Türkiye'yi
faiz-kur ve borsa üçgeninde sıkıştırarak dış politikada diz çöktürme operasyonlarının hayalini kuranlar, olmayacak duaya yine amin demeye başladı. Son iki yıldaki tüm ekonomik saldırıları finansal mimarisini yeniden şekillendirerek püskürtmeyi başaran Türkiye, bir yandan da Libya'dan Doğu Akdeniz'e, Suriye'den Kıbrıs'a kadar dış politikada da ülke çıkarlarından milim sapmıyor. Son birkaç gündür dolarda başlayan kıpırdanma ile eski senaryoların tekrar masaya getirilmeye çalışıldığı gözleniyor.

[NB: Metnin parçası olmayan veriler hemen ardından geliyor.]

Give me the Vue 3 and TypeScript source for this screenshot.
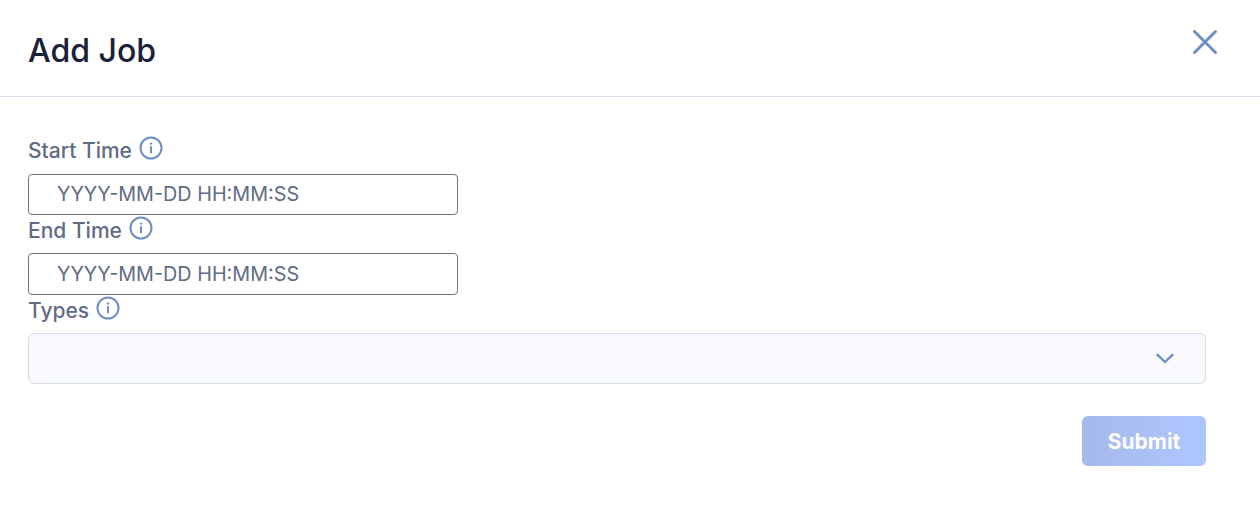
<script setup lang="ts">
const fields: string[] = ['Start Time', 'End Time']
</script>

<template>
  <div class="modal">
    <header class="head">
      <h1 class="title">Add Job</h1>
      <button class="close" type="button" aria-label="Close">
        <svg width="26" height="26" viewBox="0 0 26 26" fill="none" stroke="#6e8fc0" stroke-width="3" stroke-linecap="round">
          <path d="M2.5 2.5 L23.5 23.5 M23.5 2.5 L2.5 23.5" />
        </svg>
      </button>
    </header>
    <form class="body" @submit.prevent>
      <div v-for="f in fields" :key="f" class="field">
        <div class="label">
          <span class="text">{{ f }}</span>
          <svg class="info" width="24" height="24" viewBox="0 0 24 24" fill="none" stroke="#6e8fc0">
            <circle cx="12" cy="12" r="10.5" stroke-width="2" />
            <path d="M12 11 V16.5" stroke-width="2" stroke-linecap="round" />
            <circle cx="12" cy="7.6" r="1.2" fill="#6e8fc0" stroke="none" />
          </svg>
        </div>
        <input class="date" type="text" placeholder="YYYY-MM-DD HH:MM:SS" />
      </div>
      <div class="field">
        <div class="label">
          <span class="text">Types</span>
          <svg class="info" width="24" height="24" viewBox="0 0 24 24" fill="none" stroke="#6e8fc0">
            <circle cx="12" cy="12" r="10.5" stroke-width="2" />
            <path d="M12 11 V16.5" stroke-width="2" stroke-linecap="round" />
            <circle cx="12" cy="7.6" r="1.2" fill="#6e8fc0" stroke="none" />
          </svg>
        </div>
        <div class="select">
          <svg width="18" height="11" viewBox="0 0 18 11" fill="none" stroke="#6e8fc0" stroke-width="2.4" stroke-linecap="round" stroke-linejoin="round">
            <path d="M1.5 1.8 L9 9 L16.5 1.8" />
          </svg>
        </div>
      </div>
      <div class="actions">
        <button class="submit" type="submit">Submit</button>
      </div>
    </form>
  </div>
</template>

<style>
html, body { margin: 0; background: #fff; }
</style>

<style scoped>
.modal {
  width: 1260px;
  height: 512px;
  box-sizing: border-box;
  font-family: Inter, "Liberation Sans", sans-serif;
  background: #fff;
}
.head {
  height: 97px;
  box-sizing: border-box;
  border-bottom: 1px solid #d9dcea;
  padding: 0 42px 0 28px;
  display: flex;
  justify-content: space-between;
  align-items: flex-start;
}
.title {
  margin: 31px 0 0;
  font-size: 32px;
  line-height: 40px;
  font-weight: 500;
  color: #1a2138;
}
.close {
  margin-top: 29px;
  padding: 0;
  border: 0;
  background: none;
  display: flex;
}
.body {
  padding: 39px 54px 0 28px;
  display: flex;
  flex-direction: column;
}
.label {
  height: 38px;
  box-sizing: border-box;
  display: flex;
  align-items: flex-start;
  gap: 7px;
  font-size: 21px;
  line-height: 28px;
  font-weight: 500;
  color: #5f6b85;
}
.text { margin-top: 1px; }
.field + .field .text { margin-top: 2px; }
.field + .field .label { padding-top: 1px; }
.field + .field .text { margin-top: 1px; }
.date {
  display: block;
  width: 430px;
  height: 41px;
  box-sizing: border-box;
  border: 1px solid #767676;
  border-radius: 4px;
  padding: 0 28px 2px;
  font: 400 19.8px Inter, "Liberation Sans", sans-serif;
  color: #5f6b85;
  background: #fff;
  outline: none;
}
.date::placeholder { color: #5f6b85; opacity: 1; }
.field:nth-child(2) .date { height: 42px; padding-bottom: 0; }
.select {
  height: 51px;
  box-sizing: border-box;
  border: 1px solid #d9dcea;
  border-radius: 6px;
  background: #f8f9fc;
  display: flex;
  align-items: center;
  justify-content: flex-end;
  padding-right: 31px;
}
.actions {
  margin-top: 32px;
  display: flex;
  justify-content: flex-end;
}
.submit {
  width: 124px;
  height: 50px;
  border: 0;
  border-radius: 6px;
  background: linear-gradient(90deg, #a6b9eb 0%, #aec6ff 100%);
  color: #fff;
  opacity: 1;
  font: 700 21px Inter, "Liberation Sans", sans-serif;
}
</style>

Kur artışıyla birlikte panik havası yaratma çabasındaki bu kesim, eski haberleri ve gelişmeleri yeniymiş gibi masaya getirip tansiyonu yükseltmeyi hedefliyor. Bunun en somut örneği 27 Temmuz'da yaşandı. ABD Temsilciler Meclisi'nde Türkiye'ye yaptırım kararının kabul edildiği yönündeki haber yeniymiş gibi lanse edildi. Çok düşük hacimlerle dolar o günün akşamında 7 liranın üstüne çıksa da, haberin eski olduğunun anlaşılmasıyla 6.85 liraya kadar geriledi.
AMAÇ PANİK YARATMAK
İç piyasada panik havası yaratma çabasındaki batı basınının, önümüzdeki dönemde de bu operasyonları artırması bekleniyor. Fakat tüm bu saldırılara karşın, yeniden şekillenen finansal mimari ile ekonomi yönetiminin yurtdışında kirli ellerde toplanan TL'yi neredeyse sıfırlaması, yapılan operasyonları sonuçsuz bırakacak.
GERİ ADIM ATMAK YOK
Ekonomide kendini saldırılara karşı koruma altına alan Türkiye, bu sayede gerçek gücünü kullanıp Libya'da, Suriye'de, Doğu Akdeniz'de masaya oturup kendi geleceğini belirleme imkânına kavuştu. Geçmişte en küçük bir dik duruşta dahi dayak yiyip geri çekilen Türkiye, güçlü ekonomisi ile artık geri adım atmıyor. Eski senaryoları tekrar sahneye koymak isteyen güçler, batı medyasını kullanarak son kozlarını kullanmaya çalışsa da pandemi sonrası hızla toparlanan Türkiye ekonomisi, bu oyunu yine bozacak.